Old Wire Road
The Old Wire Road . . . what an intriguing name. It has a nostalgic ring to it and an aura of mystique. There is something about it that makes one want to know more. It has been the subject of at least one book, numerous articles and endless hours of research and mapping. Just what is this Old Wire Road?
Quite simply it is a stretch of road extending from St. Louis, Missouri, to Fort Smith, Arkansas, along which were strung telegraph wires for communications purposes during the Civil War period. But it is more than that. Its true significance lies in the history of people who lived and events that transpired along it before it ceased to exist or was swallowed up by the elements or progress.
The road was never just a single route constructed as an individual project. Rather it was separate bits and pieces joined together for a common purpose. It existed much earlier than the telegraph but only assumed its name when it became associated with the telegraph.

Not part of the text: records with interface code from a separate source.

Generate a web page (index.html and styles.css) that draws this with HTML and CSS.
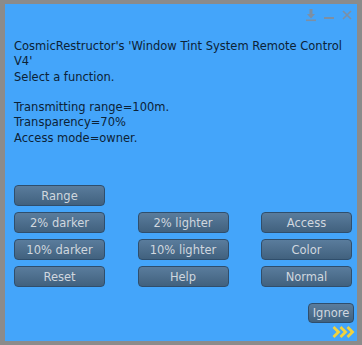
FILE: index.html
```html
<!DOCTYPE html>
<html>
<head>
<meta charset="utf-8">
<link rel="stylesheet" href="styles.css">
</head>
<body>
<div class="panel">
  <div class="titlebar">
    <svg class="ico" width="12" height="14" viewBox="0 0 12 14"><path d="M4.5 1h3v5h2.5L6 10.5 2 6h2.5z" fill="#7d8fa3"/><rect x="1" y="11.5" width="10" height="1.6" fill="#7d8fa3"/></svg>
    <svg class="ico" width="12" height="14" viewBox="0 0 12 14"><rect x="1" y="9" width="10" height="2" fill="#7d8fa3"/></svg>
    <svg class="ico" width="12" height="14" viewBox="0 0 12 14"><path d="M2 3l8 8M10 3l-8 8" stroke="#7d8fa3" stroke-width="1.6"/></svg>
  </div>
  <div class="message">
    <p>CosmicRestructor's 'Window Tint System Remote Control V4'</p>
    <p>Select a function.</p>
    <p class="blank">&nbsp;</p>
    <p>Transmitting range=100m.</p>
    <p>Transparency=70%</p>
    <p>Access mode=owner.</p>
  </div>
  <div class="buttons">
    <button class="btn">Range</button><span></span><span></span>
    <button class="btn">2% darker</button><button class="btn">2% lighter</button><button class="btn">Access</button>
    <button class="btn">10% darker</button><button class="btn">10% lighter</button><button class="btn">Color</button>
    <button class="btn">Reset</button><button class="btn">Help</button><button class="btn">Normal</button>
  </div>
  <div class="footer">
    <button class="btn ignore">Ignore</button>
  </div>
  <div class="grip">
    <svg width="24" height="14" viewBox="0 0 24 14"><path d="M1.5 2l5 5-5 5M8.5 2l5 5-5 5M15.5 2l5 5-5 5" fill="none" stroke="#f2d23c" stroke-width="2.8"/></svg>
  </div>
</div>
</body>
</html>
```

FILE: styles.css
```css
html, body {
  margin: 0;
  padding: 0;
}
body {
  width: 362px;
  height: 345px;
  background: #8b8b8b;
  overflow: hidden;
  font-family: "DejaVu Sans", sans-serif;
}
.panel {
  position: relative;
  margin: 4px 0 0 5px;
  width: 352px;
  height: 337px;
  background: #44a5fa;
  box-sizing: border-box;
  display: flex;
  flex-direction: column;
}
.titlebar {
  height: 24px;
  display: flex;
  justify-content: flex-end;
  align-items: flex-start;
  gap: 6px;
  padding: 4px 4px 0 0;
  box-sizing: border-box;
}
.ico { display: block; }
.message {
  margin: 11px 0 0 9px;
  width: 340px;
  font-size: 11.5px;
  line-height: 15.3px;
  color: #0c2236;
}
.message p { margin: 0; }
.buttons {
  margin: 39px 0 0 9px;
  width: 338px;
  display: grid;
  grid-template-columns: 91px 91px 91px;
  justify-content: space-between;
  grid-auto-rows: 21px;
  row-gap: 6px;
}
.btn {
  font-family: "DejaVu Sans", sans-serif;
  font-size: 11.5px;
  color: #d0d7df;
  background: linear-gradient(#5a7c9c, #41617e);
  border: 1px solid #2f4e6c;
  border-radius: 4px;
  padding: 0;
  margin: 0;
  height: 21px;
}
.footer {
  display: flex;
  justify-content: flex-end;
  margin-top: 16px;
  padding-right: 3px;
}
.ignore {
  width: 46px;
  height: 20px;
}
.grip {
  position: absolute;
  right: 1px;
  bottom: 2px;
  line-height: 0;
}
```
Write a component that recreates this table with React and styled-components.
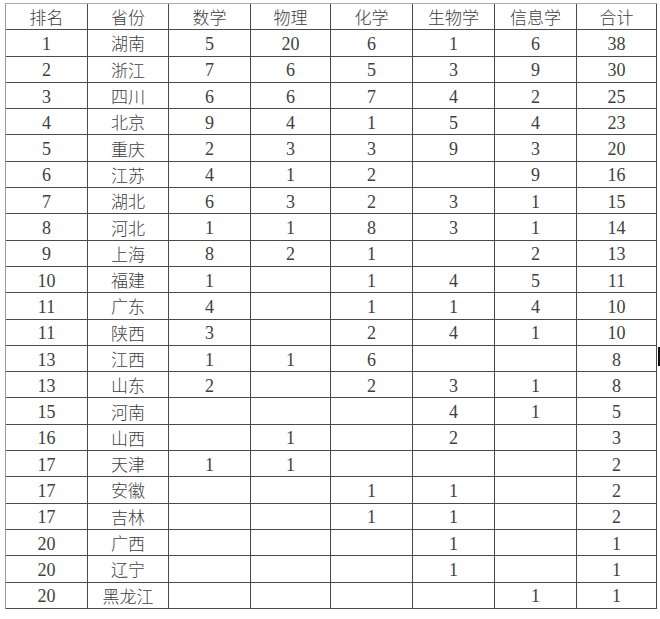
import React from "react";
import styled, { createGlobalStyle } from "styled-components";

const rows = [
  ["1", "湖南", "5", "20", "6", "1", "6", "38"],
  ["2", "浙江", "7", "6", "5", "3", "9", "30"],
  ["3", "四川", "6", "6", "7", "4", "2", "25"],
  ["4", "北京", "9", "4", "1", "5", "4", "23"],
  ["5", "重庆", "2", "3", "3", "9", "3", "20"],
  ["6", "江苏", "4", "1", "2", "", "9", "16"],
  ["7", "湖北", "6", "3", "2", "3", "1", "15"],
  ["8", "河北", "1", "1", "8", "3", "1", "14"],
  ["9", "上海", "8", "2", "1", "", "2", "13"],
  ["10", "福建", "1", "", "1", "4", "5", "11"],
  ["11", "广东", "4", "", "1", "1", "4", "10"],
  ["11", "陕西", "3", "", "2", "4", "1", "10"],
  ["13", "江西", "1", "1", "6", "", "", "8"],
  ["13", "山东", "2", "", "2", "3", "1", "8"],
  ["15", "河南", "", "", "", "4", "1", "5"],
  ["16", "山西", "", "1", "", "2", "", "3"],
  ["17", "天津", "1", "1", "", "", "", "2"],
  ["17", "安徽", "", "", "1", "1", "", "2"],
  ["17", "吉林", "", "", "1", "1", "", "2"],
  ["20", "广西", "", "", "", "1", "", "1"],
  ["20", "辽宁", "", "", "", "1", "", "1"],
  ["20", "黑龙江", "", "", "", "", "1", "1"],
];

const headers = ["排名", "省份", "数学", "物理", "化学", "生物学", "信息学", "合计"];

const GlobalStyle = createGlobalStyle`
  html, body {
    margin: 0;
    padding: 0;
    background: #ffffff;
  }
`;

const Page = styled.div`
  position: relative;
  width: 660px;
  height: 619px;
  padding: 3px 0 0 5px;
  box-sizing: border-box;
  overflow: hidden;
`;

const Grid = styled.div`
  display: grid;
  grid-template-columns: 82px 81px 82px 80px 82px 82px 82px 80px;
  grid-auto-rows: 26.3px;
  width: 652px;
  box-sizing: border-box;
  border-left: 1px solid #9a9a9a;
  border-top: 1px solid #a8a8a8;
`;

const Cell = styled.div`
  display: flex;
  align-items: center;
  justify-content: center;
  box-sizing: border-box;
  border-right: 1px solid #4a4a4a;
  border-bottom: 1px solid #4a4a4a;
  padding-top: ${(p) => (p.$cjk ? "0" : "2px")};
  font-family: ${(p) =>
    p.$cjk ? `"Noto Sans CJK SC", sans-serif` : `"Liberation Serif", serif`};
  font-size: ${(p) => (p.$cjk ? "17px" : "18px")};
  font-weight: ${(p) => (p.$cjk ? 300 : 400)};
  color: #404040;
  line-height: 1;
`;

const EdgeMark = styled.div`
  position: absolute;
  left: 658px;
  top: 347px;
  width: 2px;
  height: 19px;
  background: #111111;
`;

export default function App() {
  return (
    <Page>
      <GlobalStyle />
      <Grid>
        {headers.map((h) => (
          <Cell key={h} $cjk>
            {h}
          </Cell>
        ))}
        {rows.map((r, i) =>
          r.map((v, j) => (
            <Cell key={`${i}-${j}`} $cjk={j === 1}>
              {v}
            </Cell>
          ))
        )}
      </Grid>
      <EdgeMark />
    </Page>
  );
}
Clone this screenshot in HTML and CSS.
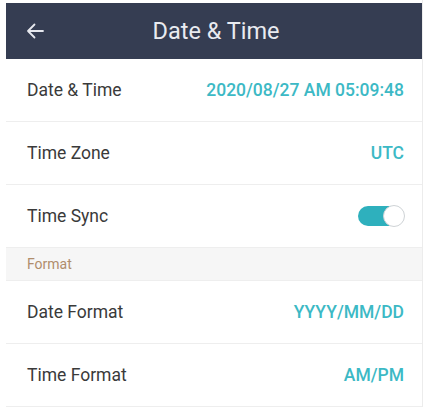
FILE: index.html
```html
<!DOCTYPE html>
<html>
<head>
<meta charset="utf-8">
<link rel="stylesheet" href="styles.css">
</head>
<body>
<div class="screen">
  <div class="gap"></div>
  <div class="header">
    <svg class="back" width="20" height="18" viewBox="0 0 20 18"><path d="M18 9H3M9.5 2.5L3 9l6.5 6.5" fill="none" stroke="#e6e8ee" stroke-width="1.8" stroke-linecap="round" stroke-linejoin="round"/></svg>
    <div class="title">Date &amp; Time</div>
  </div>
  <div class="row"><span class="label">Date &amp; Time</span><span class="value">2020/08/27 AM 05:09:48</span></div>
  <div class="row"><span class="label">Time Zone</span><span class="value">UTC</span></div>
  <div class="row"><span class="label">Time Sync</span><span class="toggle"><span class="knob"></span></span></div>
  <div class="section">Format</div>
  <div class="row"><span class="label">Date Format</span><span class="value">YYYY/MM/DD</span></div>
  <div class="row"><span class="label">Time Format</span><span class="value">AM/PM</span></div>
</div>
</body>
</html>
```
FILE: styles.css
```css
html, body { margin: 0; padding: 0; background: #fff; }
body { font-family: Roboto, "Noto Sans", sans-serif; width: 426px; height: 409px; overflow: hidden; }
.screen { margin-left: 6px; width: 416px; border-right: 1px solid #ececec; }
.gap { height: 3px; }
.header { height: 56px; background: #353d52; display: flex; align-items: center; position: relative; }
.back { margin-left: 19px; }
.title { position: absolute; left: 0; right: 0; text-align: center; color: #e9ebf0; font-size: 23.5px; padding-left: 4px; pointer-events: none; }
.row { height: 62px; border-bottom: 1px solid #eeeeee; display: flex; align-items: center; justify-content: space-between; padding: 0 18px 0 21px; }
.label { font-size: 17.5px; color: #3a3a3a; }
.value { font-size: 17.5px; font-weight: 500; color: #3cb9c5; }
.section { height: 32px; background: #f6f6f6; border-bottom: 1px solid #eeeeee; display: flex; align-items: center; padding-left: 21px; font-size: 14px; color: #b08d6c; }
.toggle { width: 46px; height: 20px; border-radius: 10px; background: #2eb0bd; position: relative; }
.knob { position: absolute; right: -1px; top: -1px; width: 20px; height: 20px; border-radius: 50%; background: #fff; border: 1px solid #cfd3d6; }
```
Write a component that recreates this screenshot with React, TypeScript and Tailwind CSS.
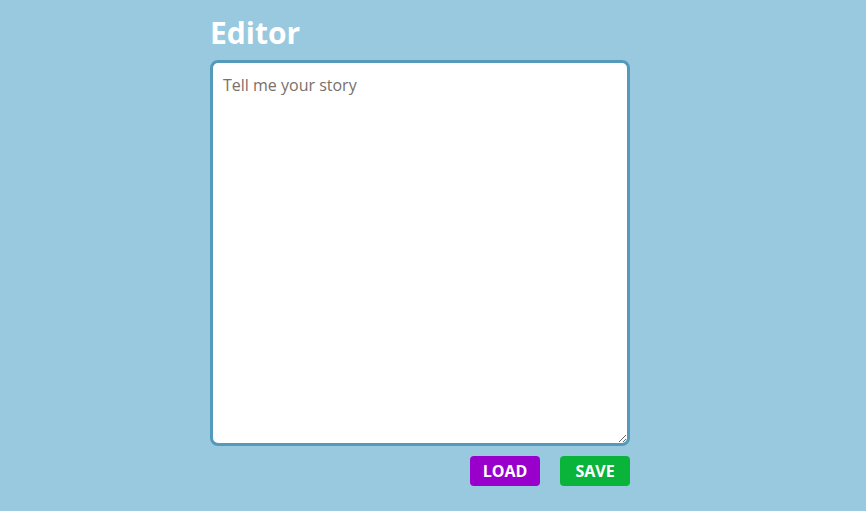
import React from "react";

export default function App() {
  return (
    <div className="min-h-[511px] w-full bg-[#99c9df] font-['Open_Sans',sans-serif]">
      <div className="pl-[210px] pt-[14px] w-[640px]">
        <h1 className="text-[30px] leading-[38px] font-bold text-white m-0">Editor</h1>
        <textarea
          placeholder="Tell me your story"
          className="mt-[8px] block w-[420px] h-[386px] rounded-[8px] border-[3px] border-[#5599bb] bg-white px-[10px] py-[10px] text-[16px] leading-[24px] text-[#333] placeholder:text-[#7a6f6a] outline-none"
        />
        <div className="flex justify-end gap-[20px] mt-[10px] w-[420px]">
          <button className="w-[70px] h-[30px] rounded-[4px] bg-[#9900cc] text-white font-bold text-[16px] leading-none">LOAD</button>
          <button className="w-[70px] h-[30px] rounded-[4px] bg-[#0ab33a] text-white font-bold text-[16px] leading-none">SAVE</button>
        </div>
      </div>
    </div>
  );
}
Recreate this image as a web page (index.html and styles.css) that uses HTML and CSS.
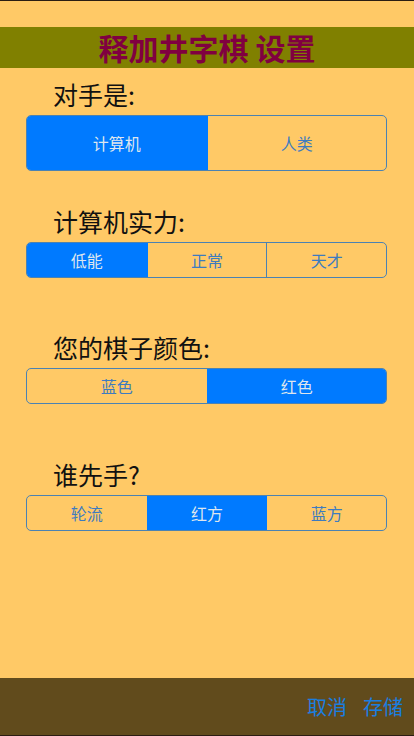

As the telegraph made its way westward across the country it utilized already established roads or trails. Many of these no doubt were referred to as wire roads, none having any more significance than the other, but each having a story to tell in its own right; a story that is significant to those who lived along its route. And so it is with the Old Wire Road in southwest Missouri.
The original inhabitants of southwest Missouri developed trails as they moved from place to place. Eventually these trails became established Indian trails. With the establishment of St. Louis, these Indian trails were used by the Spanish for commercial purposes between Santa Fe and St. Louis as pack trains transported gold and supplies.
In June of 1836 a main road was laid out and opened between Versailles and the Arkansas line, passing through southwest Missouri. Each county was responsible for the expense of the road through its boundaries. In 1839 several roads were established or rerouted providing connections with Boonville, St. Louis and Fayetteville. It was the road to St. Louis and Fayetteville that was destined to become known as the Wire Road.
In 1846 Joseph Burdin of Springfield held a contract with the United States government to carry mail using a two horse stage between Springfield and Fayetteville.
On March 3, 1857, a bill was passed in the U. S. Congress that provided for transcontinental mail service. Bids were opened in June. John Butterfield of Utica, New York, was awarded the contract. Tipton, Missouri, was the beginning of the 2,800 mile route with San Francisco, California, the end. Tipton was chosen as the beginning point it being the terminus of the railroad from St. Louis. The Overland Butterfield Mail Route would pass through Springfield and Greene County. The first outward bound stage made its scheduled stop on Springfield's public square on September 17, l858. The event was celebrated that evening with fireworks and general revelry. The eastbound stage arrived the next month on October 22.
The extension of the telegraph from New York westward began in 1846 and reached St. Louis on December 22, 1847, and Springfield in 1860. Poles for the wires consisted of trees easily accessible along the route or poles supplied by nearby residents. From this time on the route the telegraph lines followed became known as the Wire Road.
The road was much used, but during the Civil War it was of strategic importance as it became a military road used to transport supplies and military units between Springfield, which became a large military depot, and points south into Arkansas.